Housing conditions in the town centre, and especially along the riverside in Hillgate and Pipewellgate, were atrocious. Much of the accomodation in the lower part of the town was in lodging houses, occupied
by itinerant labourers, many of them Irish in origin. The rooms were filthy,
overcrowded and airless. The only sewer was the River Tyne itself, with every
little gulley and channel acting as a tributary to it. The nearer one got to
the river the more burdened the gulleys were with raw sewage. At one time it
was quite a subject for debate as to whether it was safe for a butcher to operate at the bottom of Bridge Street, close to
the end of what is now the Swing Bridge, when there was so much sewage constantly flowing past the shop door!
There was no shortage of industries to employ all the labourers and others who thronged Gateshead. Coal mining was taking place in the Team valley (Derwent Crook) and on Gateshead Fell (Isabella Pit at
Sheriff Hill) and right in the centre of Gateshead a new pit was being sunk at Oakwellgate, which was to open with great rejoicing
in 1842. The chemical industry
already dominated east Gateshead, with Clapham’s soap and soda works at Friar’s Goose and the South Shore Works,
which had just been sold (in 1840) by its founder, Anthony Attwood, to Christian Allhusen (known to generations of Gateshead
people as “Ally Hoosen”), who was also to make soda, though with a greater range of products, especially when
he took over the neighbouring whale oil plant of Doubleday and Easterby.
One of the oldest industries of Gateshead was that of stone quarrying.
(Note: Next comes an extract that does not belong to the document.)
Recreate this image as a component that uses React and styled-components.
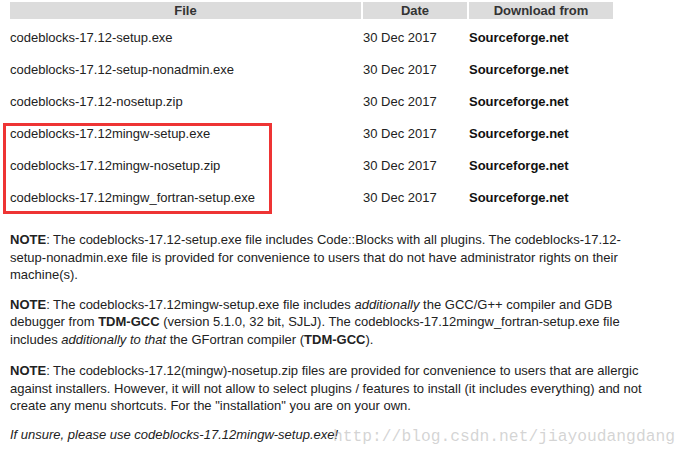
import React from "react";
import styled, { createGlobalStyle } from "styled-components";

const Global = createGlobalStyle`
  html, body { margin: 0; padding: 0; background: #fff; }
  body { font-family: "Liberation Sans", Arial, sans-serif; color: #222; font-size: 13px; }
`;

const Page = styled.div`
  position: relative;
  width: 689px;
  height: 455px;
  overflow: hidden;
  padding: 0 8px;
  box-sizing: border-box;
`;

const Table = styled.table`
  border-spacing: 2px;
  border-collapse: separate;
  width: 605px;
  table-layout: fixed;
  font-size: 13px;
`;

const Th = styled.th`
  background: #dcdcdc;
  font-weight: bold;
  color: #333;
  height: 17px;
  padding: 0;
  text-align: center;
  font-size: 13px;
  line-height: 17px;
  width: ${(p) => p.$w}px;
`;

const Td = styled.td`
  height: 28px;
  padding: 2px 0 0 0;
  vertical-align: middle;
  font-weight: ${(p) => (p.$bold ? "bold" : "normal")};
  color: ${(p) => (p.$bold ? "#111" : "#222")};
`;

const Notes = styled.div`
  width: 645px;
  padding-left: 2px;
  margin-top: 18px;
`;

const Para = styled.p`
  margin: 0 0 ${(p) => p.$gap}px 0;
  line-height: 17.5px;
  font-size: 13px;
  font-style: ${(p) => (p.$italic ? "italic" : "normal")};
`;

const Highlight = styled.div`
  position: absolute;
  left: 3px;
  top: 123px;
  width: 269px;
  height: 91px;
  border: 3px solid #ee3434;
  box-sizing: border-box;
  pointer-events: none;
`;

const Watermark = styled.div`
  position: absolute;
  left: 333px;
  top: 427px;
  font-family: "Liberation Mono", "Courier New", monospace;
  font-size: 16.3px;
  color: rgba(170, 170, 170, 0.5);
  white-space: nowrap;
  pointer-events: none;
`;

const rows = [
  "codeblocks-17.12-setup.exe",
  "codeblocks-17.12-setup-nonadmin.exe",
  "codeblocks-17.12-nosetup.zip",
  "codeblocks-17.12mingw-setup.exe",
  "codeblocks-17.12mingw-nosetup.zip",
  "codeblocks-17.12mingw_fortran-setup.exe",
];

export default function App() {
  return (
    <>
      <Global />
      <Page>
        <Table>
          <thead>
            <tr>
              <Th $w={351}>File</Th>
              <Th $w={104}>Date</Th>
              <Th $w={144}>Download from</Th>
            </tr>
          </thead>
          <tbody>
            {rows.map((r) => (
              <tr key={r}>
                <Td>{r}</Td>
                <Td>30 Dec 2017</Td>
                <Td $bold>Sourceforge.net</Td>
              </tr>
            ))}
          </tbody>
        </Table>
        <Notes>
          <Para $gap={12}>
            <b>NOTE</b>: The codeblocks-17.12-setup.exe file includes Code::Blocks with all plugins. The codeblocks-17.12-setup-nonadmin.exe file is provided for convenience to users that do not have administrator rights on their machine(s).
          </Para>
          <Para $gap={14}>
            <b>NOTE</b>: The codeblocks-17.12mingw-setup.exe file includes <i>additionally</i> the GCC/G++ compiler and GDB debugger from <b>TDM-GCC</b> (version 5.1.0, 32 bit, SJLJ). The codeblocks-17.12mingw_fortran-setup.exe file includes <i>additionally to that</i> the GFortran compiler (<b>TDM-GCC</b>).
          </Para>
          <Para $gap={11}>
            <b>NOTE</b>: The codeblocks-17.12(mingw)-nosetup.zip files are provided for convenience to users that are allergic against installers. However, it will not allow to select plugins / features to install (it includes everything) and not create any menu shortcuts. For the "installation" you are on your own.
          </Para>
          <Para $gap={0} $italic>If unsure, please use codeblocks-17.12mingw-setup.exe!</Para>
        </Notes>
        <Highlight />
        <Watermark>http://blog.csdn.net/jiayoudangdang</Watermark>
      </Page>
    </>
  );
}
The
fine sandstone to be found on Gateshead Fell was ideal for building purposes and was to be used in the next few years from
1841 for the massive redevelopment of the centre of Newcastle. The harder beds
of the same stone were suitable for making grindstones, and as far back as the 17th century a well-known “riddle”
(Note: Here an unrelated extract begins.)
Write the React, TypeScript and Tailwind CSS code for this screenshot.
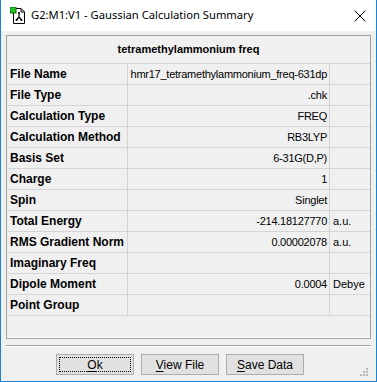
import React from "react";

const rows: { label: string; value: string; unit: string }[] = [
  { label: "File Name", value: "hmr17_tetramethylammonium_freq-631dp", unit: "" },
  { label: "File Type", value: ".chk", unit: "" },
  { label: "Calculation Type", value: "FREQ", unit: "" },
  { label: "Calculation Method", value: "RB3LYP", unit: "" },
  { label: "Basis Set", value: "6-31G(D,P)", unit: "" },
  { label: "Charge", value: "1", unit: "" },
  { label: "Spin", value: "Singlet", unit: "" },
  { label: "Total Energy", value: "-214.18127770", unit: "a.u." },
  { label: "RMS Gradient Norm", value: "0.00002078", unit: "a.u." },
  { label: "Imaginary Freq", value: "", unit: "" },
  { label: "Dipole Moment", value: "0.0004", unit: "Debye" },
  { label: "Point Group", value: "", unit: "" },
];

function TitleIcon() {
  return (
    <svg width="16" height="17" viewBox="0 0 16 17">
      <path d="M3.5 1.5 H11 L14.5 5 V16.5 H3.5 Z" fill="#fff" stroke="#000" />
      <path d="M11 1.5 V5 H14.5" fill="none" stroke="#000" />
      <rect x="0" y="0" width="6" height="6" fill="#22c322" stroke="#0a6a0a" strokeWidth="1" />
      <path d="M9 6 V10 M9 10 L6.5 13 M9 10 L11.5 13" stroke="#000" strokeWidth="1.2" fill="none" />
      <circle cx="9" cy="6" r="1" fill="#000" />
      <circle cx="6.5" cy="13" r="1" fill="#000" />
      <circle cx="11.5" cy="13" r="1" fill="#000" />
    </svg>
  );
}

function Btn({ first, rest, focus }: { first: string; rest: string; focus?: boolean }) {
  return (
    <div className="relative w-[78px] h-[21px] border border-[#adadad] bg-[#e1e1e1] flex items-center justify-center text-[12px] text-black">
      {focus && <div className="absolute inset-[2px] border border-dotted border-black" />}
      <span>
        <span className="underline underline-offset-2">{first}</span>
        {rest}
      </span>
    </div>
  );
}

export default function App() {
  return (
    <div
      className="w-[377px] h-[382px] flex flex-col border-l border-r border-b border-[#1883d7] bg-[#f0f0f0] overflow-hidden"
      style={{ fontFamily: "'Liberation Sans', Arial, sans-serif" }}
    >
      {/* Title bar */}
      <div className="h-[31px] bg-white flex items-center pl-[9px] pr-[9px] shrink-0">
        <TitleIcon />
        <span
          className="ml-[5px] text-[11.2px] text-black flex-1"
          style={{ fontFamily: "'Noto Sans', 'Open Sans', sans-serif" }}
        >
          G2:M1:V1 - Gaussian Calculation Summary
        </span>
        <svg width="12" height="12" viewBox="0 0 12 12" className="mr-[1px]">
          <path d="M0.5 0.5 L11.5 11.5 M11.5 0.5 L0.5 11.5" stroke="#000" strokeWidth="1" />
        </svg>
      </div>

      {/* Content */}
      <div className="flex-1 flex flex-col px-[5px] pt-[4px] relative">
        <div className="border border-[#a0a0a0] h-[304px] flex flex-col">
          <div className="h-[28px] border-b border-[#d4d4d4] flex items-center justify-center font-bold text-[11px] text-black">
            tetramethylammonium freq
          </div>
          {rows.map((r) => (
            <div key={r.label} className="h-[21px] border-b border-[#d4d4d4] flex text-black">
              <div className="w-[121px] border-r border-[#d4d4d4] pl-[3px] flex items-center font-bold text-[12px] whitespace-nowrap">
                {r.label}
              </div>
              <div className="w-[202px] border-r border-[#d4d4d4] pr-[2px] flex items-center justify-end text-[11px] tracking-[-0.25px] whitespace-nowrap">
                {r.value}
              </div>
              <div className="flex-1 pl-[3px] flex items-center text-[11px] whitespace-nowrap">{r.unit}</div>
            </div>
          ))}
          <div className="flex-1 border-b border-white" />
        </div>

        <div className="mt-[6px] h-[2px] border-t border-[#a0a0a0] border-b border-b-white" />

        <div className="mt-[7px] flex justify-start gap-[7px] pl-[50px]">
          <Btn first="O" rest="k" focus />
          <Btn first="V" rest="iew File" />
          <Btn first="S" rest="ave Data" />
        </div>

        {/* size grip */}
        <svg className="absolute right-[8px] bottom-[5px]" width="8" height="8" viewBox="0 0 8 8">
          <rect x="6" y="0" width="2" height="2" fill="#b8b8b8" />
          <rect x="3" y="3" width="2" height="2" fill="#b8b8b8" />
          <rect x="6" y="3" width="2" height="2" fill="#b8b8b8" />
          <rect x="0" y="6" width="2" height="2" fill="#b8b8b8" />
          <rect x="3" y="6" width="2" height="2" fill="#b8b8b8" />
          <rect x="6" y="6" width="2" height="2" fill="#b8b8b8" />
        </svg>
      </div>
    </div>
  );
}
ran: “What three things are to be found all over the World?” Answer:
“A Scot, a rat and a Newcastle grandstone!”.
It is only through Newcastle’s dominance of all trade on the Tyne that Gateshead’s exports became classed
with those of its neighbour. The riddle would have been more correct if it had
referred to “a Gateshead grindstone”!
Of the many engineering works in Gateshead at the time, mention must be made of those of Hawks (to the east of Hillgate:
foundry, anchors, chains, edge tools etc) and Abbott (Oakwellgate: anchors, chains, chain cables, nails, etc; Abbotts were
eventually to make steam locomotives, hydraulic presses - and tintacks).
The spirit of the times could be summed up by the dawning of
the railway age. Although in the country as a whole, the full extent of the “railway
mania” was not to be felt until a few years into the 1840s, Gateshead was already in the thick of it. Indeed it was the situation with respect to the railways that gave Gateshead people reason to hope that
the historic dominance of their town by neighbouring Newcastle might be at an end. By
1841 Gateshead had not one but two railways runing into it. The Newcastle and Carlisle Railway had a terminus at Redheugh which, for
one glorious year had been its only terminus at the eastern end of its line. Since
1839, though, it had also run down the north bank of the Tyne and into Newcastle, a forerunner of things to come. Newcastle, however, had no share in the Brandling Junction Railway, which ran down from collieries in the
Tanfield district to Redheugh Station and then on, right through the centre of Gateshead and ultimately to Monkwearmouth. With the cavalier attitude to finance whch became typical of some railway entrepreneurs,
the Brandling Junction although outwardly successful, could only show a profit in 1841 as a result of what would now be called
“creative accounting” and was soon in difficulties, but in 1841 that was not generally known and Gateshead faced
the advent of the railway age with confidence.
This, then, is the bustling town
whose population the census enumerators set out to record after census night, Sunday 6th June 1841. They found 19,843 people there, most of them dependant in some way upon the industries mentioned here.